There is no mention in the published record of the plantation in Bladensburg where Ann "Anna" Williams was enslaved prior to her sale. When Ethan Allen Andrews spoke with Williams in the 1830s, she referred to her "old master" and being sold to "her husband's master." (See Ethan Allen Andrews, Slavery and the Domestic Slave Trade, p. 129). We have named the slaveholders "Coleridge" and "McCue" respectively.

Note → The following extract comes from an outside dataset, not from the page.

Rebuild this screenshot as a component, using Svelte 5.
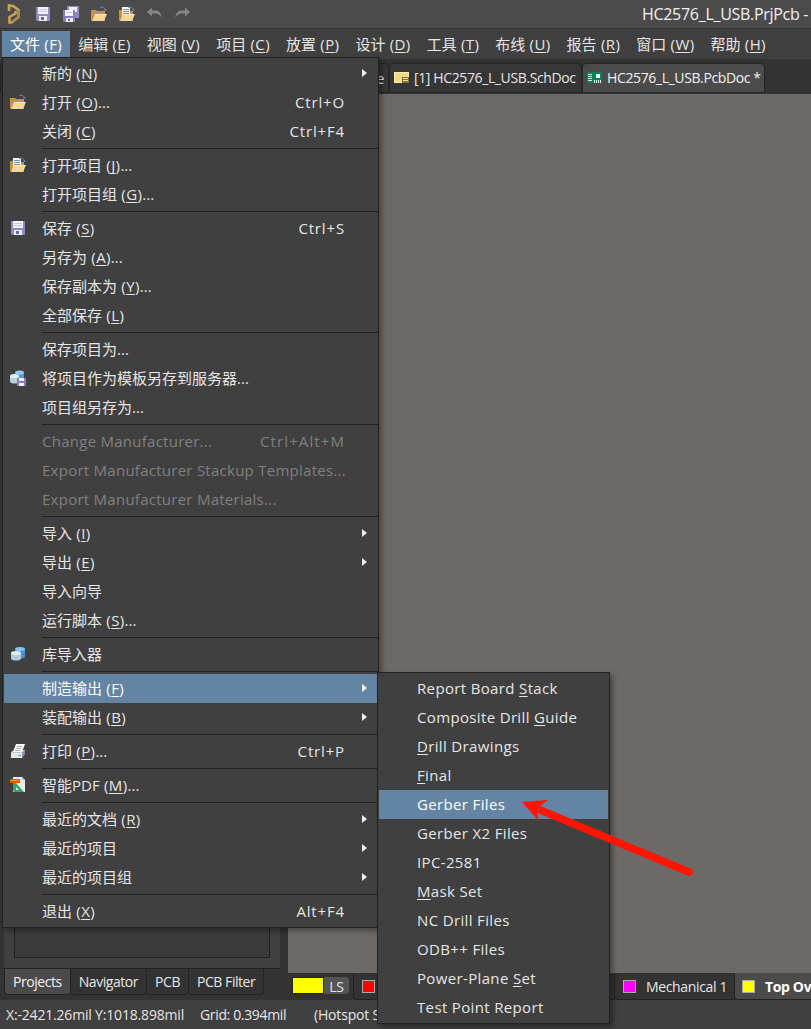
<script>
	const menuBar = [
		['文件', 'F'], ['编辑', 'E'], ['视图', 'V'], ['项目', 'C'], ['放置', 'P'], ['设计', 'D'],
		['工具', 'T'], ['布线', 'U'], ['报告', 'R'], ['窗口', 'W'], ['帮助', 'H']
	];

	// each group is followed by a separator
	const fileMenu = [
		[
			{ text: '新的', key: 'N', sub: true },
			{ text: '打开', key: 'O', dots: true, icon: 'folder', shortcut: 'Ctrl+O' },
			{ text: '关闭', key: 'C', shortcut: 'Ctrl+F4' }
		],
		[
			{ text: '打开项目', key: 'J', dots: true, icon: 'project' },
			{ text: '打开项目组', key: 'G', dots: true }
		],
		[
			{ text: '保存', key: 'S', icon: 'save', shortcut: 'Ctrl+S' },
			{ text: '另存为', key: 'A', dots: true },
			{ text: '保存副本为', key: 'Y', dots: true },
			{ text: '全部保存', key: 'L' }
		],
		[
			{ text: '保存项目为', dots: true },
			{ text: '将项目作为模板另存到服务器', dots: true, icon: 'server' },
			{ text: '项目组另存为', dots: true }
		],
		[
			{ text: 'Change Manufacturer', dots: true, shortcut: 'Ctrl+Alt+M', off: true },
			{ text: 'Export Manufacturer Stackup Templates', dots: true, off: true },
			{ text: 'Export Manufacturer Materials', dots: true, off: true }
		],
		[
			{ text: '导入', key: 'I', sub: true },
			{ text: '导出', key: 'E', sub: true },
			{ text: '导入向导' },
			{ text: '运行脚本', key: 'S', dots: true }
		],
		[{ text: '库导入器', icon: 'library' }],
		[
			{ text: '制造输出', key: 'F', sub: true, active: true },
			{ text: '装配输出', key: 'B', sub: true }
		],
		[{ text: '打印', key: 'P', dots: true, icon: 'print', shortcut: 'Ctrl+P' }],
		[{ text: '智能PDF', key: 'M', dots: true, icon: 'pdf' }],
		[
			{ text: '最近的文档', key: 'R', sub: true },
			{ text: '最近的项目', sub: true },
			{ text: '最近的项目组', sub: true }
		],
		[{ text: '退出', key: 'X', shortcut: 'Alt+F4' }]
	];

	// [before, hot key, after]
	const subMenu = [
		['Report Board ', 'S', 'tack'],
		['Composite Drill ', 'G', 'uide'],
		['', 'D', 'rill Drawings'],
		['', 'F', 'inal'],
		['Gerber Files', '', ''],
		['Gerber X2 Files', '', ''],
		['IPC-2581', '', ''],
		['', 'M', 'ask Set'],
		['NC Drill Files', '', ''],
		['ODB++ Files', '', ''],
		['Power-Plane ', 'S', 'et'],
		['Test Point Report', '', '']
	];

	let selected = 'Gerber Files';
</script>

{#snippet icon(name)}
	<svg class="icon" width="16" height="16" viewBox="0 0 16 16">
		{#if name === 'save'}
			<path d="M1 1h14v14H2l-1-1z" fill="#8f8ac2" />
			<path d="M3 1h10v7H3z" fill="#f3f3fc" />
			<path d="M4 3.500h8M4 5.500h8" stroke="#c5c8dc" />
			<path d="M4 10h8v5H4z" fill="#eef0f8" />
			<path d="M6 11h3v3H6z" fill="#68659a" />
		{:else if name === 'saveall'}
			<path d="M4 0h12v12H4z" fill="#8f8ac2" />
			<path d="M6 1h8v5H6z" fill="#eeeefa" />
			<path d="M0 4h12v12H1l-1-1z" fill="#8580bd" />
			<path d="M2 4h8v6H2z" fill="#f3f3fc" />
			<path d="M3 6.500h6" stroke="#c5c8dc" />
			<path d="M3 12h7v4H3z" fill="#eef0f8" />
			<path d="M5 13h2v2H5z" fill="#68659a" />
		{:else if name === 'folder' || name === 'project'}
			<path d="M0 4h5l1 1h8v10H1L0 14z" fill="#c3934a" />
			{#if name === 'project'}
				<path d="M3 1h8v10H3z" fill="#f8fafc" />
				<path d="M4 3.500h6M4 5.500h6M4 7.500h6" stroke="#6f91ad" />
			{/if}
			<path d="M4 8h12l-3 7H1z" fill="#f5d59a" />
			<path d="M4 8.500h11" stroke="#ffe9bd" />
			<path d="M9 1.500c3-1 4.500 0 5.500 2" fill="none" stroke="#668eac" />
			<path d="M12.500 3.500h3.500L14.500 5z" fill="#668eac" />
		{:else if name === 'server'}
			<path d="M5 3v7c2 2 8 2 9 0V3z" fill="#4e9bd0" />
			<ellipse cx="9.500" cy="2.500" rx="4.500" ry="2" fill="#8ccaf0" />
			<path d="M0 6v6c2 2 7 2 9 0V6z" fill="#b9d0dd" />
			<ellipse cx="4.500" cy="6" rx="4.500" ry="2" fill="#e0edf4" />
			<path d="M7 8h9v8H7z" fill="#8580bd" />
			<path d="M9 8h5v3H9zM9 13h5v3H9z" fill="#f1f1fb" />
		{:else if name === 'library'}
			<path d="M5 3v8c2 2 8 2 10 0V3z" fill="#4991cb" />
			<ellipse cx="10" cy="3" rx="5" ry="2" fill="#83c4ef" />
			<path d="M1 7v6c2 2 8 2 10 0V7z" fill="#b3cbdc" />
			<ellipse cx="6" cy="7" rx="5" ry="2" fill="#e0edf5" />
		{:else if name === 'print'}
			<path d="M1 9l3-2h11v4l-3 4H1z" fill="#c1c8d2" />
			<path d="M12 10l3-3v4l-3 4z" fill="#8290a3" />
			<path d="M6 1h9l-3 8H3z" fill="#fbfcfd" />
			<path d="M7 3.500h5M6 5.500h5M5 7.500h5" stroke="#a3abb3" />
			<path d="M1 10h11v5H1z" fill="#e5e8ed" />
			<path d="M8 12.500h3" stroke="#8995a0" />
		{:else if name === 'pdf'}
			<path d="M3 0h9l3 3v12H3z" fill="#e8edf0" />
			<path d="M12 0v3h3z" fill="#abb9c4" />
			<path d="M0 2h10v4H0z" fill="#e9520c" />
			<path d="M1 3.500h8" stroke="#ff9a1e" />
			<path fill-rule="evenodd" d="M3 6h3l8 9H4l-1-2zm3 4v3h3z" fill="#36a66e" />
		{/if}
	</svg>
{/snippet}

<div class="window">
	<div class="title">
		<svg class="logo" width="16" height="21" viewBox="0 0 16 21">
			<path d="M3 7V1.500L7 2l5.500 4v7L5.500 18.500H3.500V13l6-3.500V7" fill="none" stroke="#c6a45c" stroke-width="2.600" />
			<path d="M12.500 7v6L6 18" fill="none" stroke="#a3824a" stroke-width="1.500" />
		</svg>
		{@render icon('save')}
		{@render icon('saveall')}
		{@render icon('folder')}
		{@render icon('project')}
		<svg class="icon" width="16" height="16" viewBox="0 0 16 16">
			<path d="M0 6l5-4.500v3h4c3 0 5.500 3 5.500 7C12.500 8.500 11 7.500 8 7.500H5v3z" fill="#858585" />
		</svg>
		<svg class="icon" width="16" height="16" viewBox="0 0 16 16">
			<path d="M15 6l-5-4.500v3H6c-3 0-5.500 3-5.500 7 2-3 3.500-4 6.500-4h3v3z" fill="#858585" />
		</svg>
		<span class="caption">HC2576_L_USB.PrjPcb -</span>
	</div>

	<div class="menubar">
		{#each menuBar as [text, key], i}
			<span class="item" class:open={i === 0}>{text}<span class="hot">{' '}(<u>{key}</u>)</span></span>
		{/each}
	</div>

	<div class="docs">
		<div class="doc first">e</div>
		<div class="doc sch">
			<svg width="15" height="12" viewBox="0 0 15 12">
				<path d="M0 0h15v11H0z" fill="#f3da86" />
				<path d="M.5 .5h14v10H.5z" fill="none" stroke="#fbeeb8" />
				<path d="M8 5h7v6H8z" fill="#84703d" />
				<path d="M9 6.500h5M9 8.500h5" stroke="#f5df91" />
			</svg>
			<span>[1] HC2576_L_USB.SchDoc</span>
		</div>
		<div class="doc current">
			<svg width="15" height="12" viewBox="0 0 15 12">
				<path d="M0 0h15v11H0z" fill="#078254" />
				<path d="M1 2.500h4M1 4.500h4M1 6.500h4M1 8.500h4" stroke="#c2f0dc" />
				<path d="M9 2h4v4H9z" fill="#f5fff9" />
				<path d="M7.500 8v3M9.500 8v3M11.500 8v3M13.500 8v3" stroke="#d9f5e7" />
			</svg>
			<span>HC2576_L_USB.PcbDoc *</span>
		</div>
	</div>

	<div class="work">
		<div class="side">
			<div class="panel"><div class="tree"></div></div>
			<div class="sidetabs">
				<span class="current">Projects</span>
				<span>Navigator</span>
				<span>PCB</span>
				<span>PCB Filter</span>
			</div>
		</div>
		<div class="editor">
			<div class="canvas"></div>
			<div class="layers">
				<div class="set"><i></i><span>LS</span></div>
				<div class="layer top"><i class="red"></i></div>
				<div class="layer mech"><i class="pink"></i>Mechanical 1</div>
				<div class="layer overlay"><i class="yellow"></i>Top Overlay</div>
			</div>
		</div>
	</div>

	<div class="status">
		<span class="pos">X:-2421.26mil Y:1018.898mil</span>
		<span class="grid">Grid: 0.394mil</span>
		<span>(Hotspot Snap)</span>
	</div>

	<div class="menu filemenu">
		{#each fileMenu as group, g}
			{#if g > 0}<div class="sep"></div>{/if}
			{#each group as row}
				<div class="row" class:active={row.active} class:off={row.off}>
					<span class="gutter">{#if row.icon}{@render icon(row.icon)}{/if}</span>
					<span class="label">{row.text}{#if row.key}<span class="hot">{' '}(<u>{row.key}</u>)</span>{/if}{row.dots ? '...' : ''}</span>
					{#if row.shortcut}<span class="shortcut">{row.shortcut}</span>{/if}
					{#if row.sub}<i class="arrow"></i>{/if}
				</div>
			{/each}
		{/each}
	</div>

	<div class="menu submenu">
		{#each subMenu as [before, key, after]}
			<div class="row" class:active={before === selected}><span class="label">{before}<u>{key}</u>{after}</span></div>
		{/each}
	</div>

	<svg class="pointer" width="180" height="90" viewBox="0 0 180 90">
		<path d="M19 9.500L169 72" stroke="#ff1500" stroke-width="7.500" />
		<circle cx="169" cy="72" r="3.750" fill="#ff1500" />
		<path d="M2 2L28 0L20 6L17 13L19 21z" fill="#ff1500" />
	</svg>
</div>

<style>
	:global(body) {
		margin: 0;
		background: #333;
	}

	.window {
		position: relative;
		display: flex;
		flex-direction: column;
		width: 811px;
		height: 1029px;
		overflow: hidden;
		background: #333;
		color: #e6e6e6;
		font: 15px 'Open Sans', 'Noto Sans CJK SC', sans-serif;
		white-space: nowrap;
	}
	.window :global(*) {
		box-sizing: border-box;
	}
	svg {
		display: block;
		flex: none;
	}
	u {
		text-underline-offset: 2px;
		text-decoration-thickness: 1px;
		text-decoration-skip-ink: none;
	}
	.hot {
		letter-spacing: 0.4px;
	}

	.title {
		display: flex;
		align-items: center;
		gap: 12px;
		height: 29px;
		padding-left: 6px;
		background: #4b4b4b;
		border-bottom: 1px solid #363636;
	}
	.logo {
		margin-right: 1px;
	}
	.caption {
		margin-left: 439px;
		font-size: 16px;
		letter-spacing: -0.3px;
		color: #f2f2f2;
	}

	.menubar {
		display: flex;
		height: 30px;
		padding: 2px 0 0 2px;
		background: #404040;
	}
	.item {
		height: 27px;
		padding: 0 8px;
		line-height: 26px;
	}
	.item.open {
		background: #6384a3;
		color: #fff;
	}

	.docs {
		display: flex;
		align-items: flex-end;
		height: 35px;
		padding-bottom: 1px;
		font-size: 14px;
		letter-spacing: -0.38px;
	}
	.doc {
		display: flex;
		align-items: center;
		gap: 5px;
		height: 30px;
		padding: 0 4px;
		border: 1px solid #252525;
		border-radius: 4px 4px 0 0;
		background: #363636;
	}
	.doc span {
		padding-bottom: 1px;
	}
	.first {
		justify-content: flex-end;
		width: 389px;
	}
	.sch {
		width: 193px;
	}
	.doc.current {
		width: 183px;
		background: #4b4b4b;
		color: #f2f2f2;
	}

	.work {
		display: flex;
		height: 906px;
	}
	.side {
		width: 288px;
		padding: 0 8px 0 4px;
	}
	.panel {
		height: 874px;
		padding: 0 10px 10px;
		background: #404040;
	}
	.tree {
		height: 864px;
		border: 1px solid #222;
		background: #3b3b3b;
	}
	.sidetabs {
		display: flex;
		height: 27px;
		border-top: 1px solid #222;
		font-size: 14px;
		letter-spacing: -0.45px;
	}
	.sidetabs span {
		height: 26px;
		padding: 0 8px;
		border: 1px solid #222;
		border-width: 0 1px 1px 0;
		border-radius: 0 0 4px 4px;
		line-height: 26px;
	}
	.sidetabs .current {
		border-left-width: 1px;
		background: #4b4b4b;
		color: #f2f2f2;
	}

	.editor {
		flex: 1;
		min-width: 0;
	}
	.canvas {
		height: 879px;
		background: #6d6967;
	}
	.layers {
		display: flex;
		height: 27px;
		font-size: 14px;
		letter-spacing: -0.35px;
	}
	.set {
		display: flex;
		flex: none;
		width: 65px;
		padding: 4px 4px 6px;
	}
	.set i {
		width: 32px;
		height: 17px;
		border: 1px solid #222;
		background: #ff0;
	}
	.set span {
		width: 25px;
		height: 17px;
		border-radius: 0 4px 4px 0;
		background: #555;
		line-height: 19px;
		text-align: center;
	}
	.layer {
		display: flex;
		flex: none;
		align-items: center;
		height: 27px;
		padding-left: 8px;
		border: 1px solid #222;
		border-width: 0 0 1px 1px;
		border-radius: 0 0 0 4px;
	}
	.layer i {
		width: 13px;
		height: 13px;
		margin-right: 10px;
		border: 1px solid #aaa;
	}
	.top {
		width: 261px;
	}
	.mech {
		width: 120px;
	}
	.overlay {
		width: 120px;
		padding-left: 7px;
		background: #4b4b4b;
		color: #fff;
		font-weight: bold;
	}
	.red {
		background: #f00;
	}
	.pink {
		background: #f0f;
	}
	.yellow {
		background: #ff0;
	}

	.status {
		display: flex;
		height: 29px;
		padding-left: 6px;
		background: #404040;
		font-size: 14px;
		line-height: 30px;
		letter-spacing: -0.18px;
	}
	.pos {
		width: 194px;
	}
	.grid {
		width: 114px;
		letter-spacing: -0.35px;
	}

	/* drop-down menus lie over the workspace */
	.menu {
		position: absolute;
		padding: 1px 1px 0;
		border: 1px solid #222;
		background: #404040;
		box-shadow: 3px 3px 5px rgba(0, 0, 0, 0.35);
	}
	.filemenu {
		left: 2px;
		top: 57px;
		width: 377px;
		height: 871px;
	}
	.submenu {
		left: 377px;
		top: 672px;
		width: 233px;
		height: 352px;
	}
	.row {
		display: flex;
		align-items: center;
		height: 29px;
		line-height: 28px;
		padding-bottom: 1px;
	}
	.active {
		background: #6384a3;
		color: #fff;
	}
	.off {
		color: #808080;
	}
	.off .label {
		letter-spacing: 0.26px;
	}
	.gutter {
		width: 38px;
		padding-left: 6px;
	}
	.submenu .label {
		padding-left: 38px;
		letter-spacing: 0.35px;
	}
	.shortcut {
		margin: 0 32px 0 auto;
		letter-spacing: 0.85px;
	}
	.off .shortcut {
		letter-spacing: 1.1px;
	}
	.arrow {
		margin: 0 10px 0 auto;
		border: 4px solid transparent;
		border-left: 5px solid #f0f0f0;
		border-right: 0;
	}
	.sep {
		height: 5px;
		margin: 0 -1px 0 38px;
		border-top: 2px solid #404040;
		background: linear-gradient(#222 1px, transparent 1px);
	}
	.pointer {
		position: absolute;
		left: 520px;
		top: 800px;
	}
</style>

It is likely that Anna experienced direct personal violence. All scholarship about this period and enslavement points to routine violence of the sort depicted in Anna. The slap of the "housemistress" enslaver is drawn directly from the ex-slave narrative of James V. Deane from neighboring Charles County, Maryland, who described what happened to his aunt in this way: "The mistress slapped her one day, she struck her back. She was sold and taken south. We never saw or heard of her afterwards." (See Slave Narratives: A Folk History of Slavery in the United States from Interviews with Former Slaves, Vol. 8, Maryland Narratives, p. 6)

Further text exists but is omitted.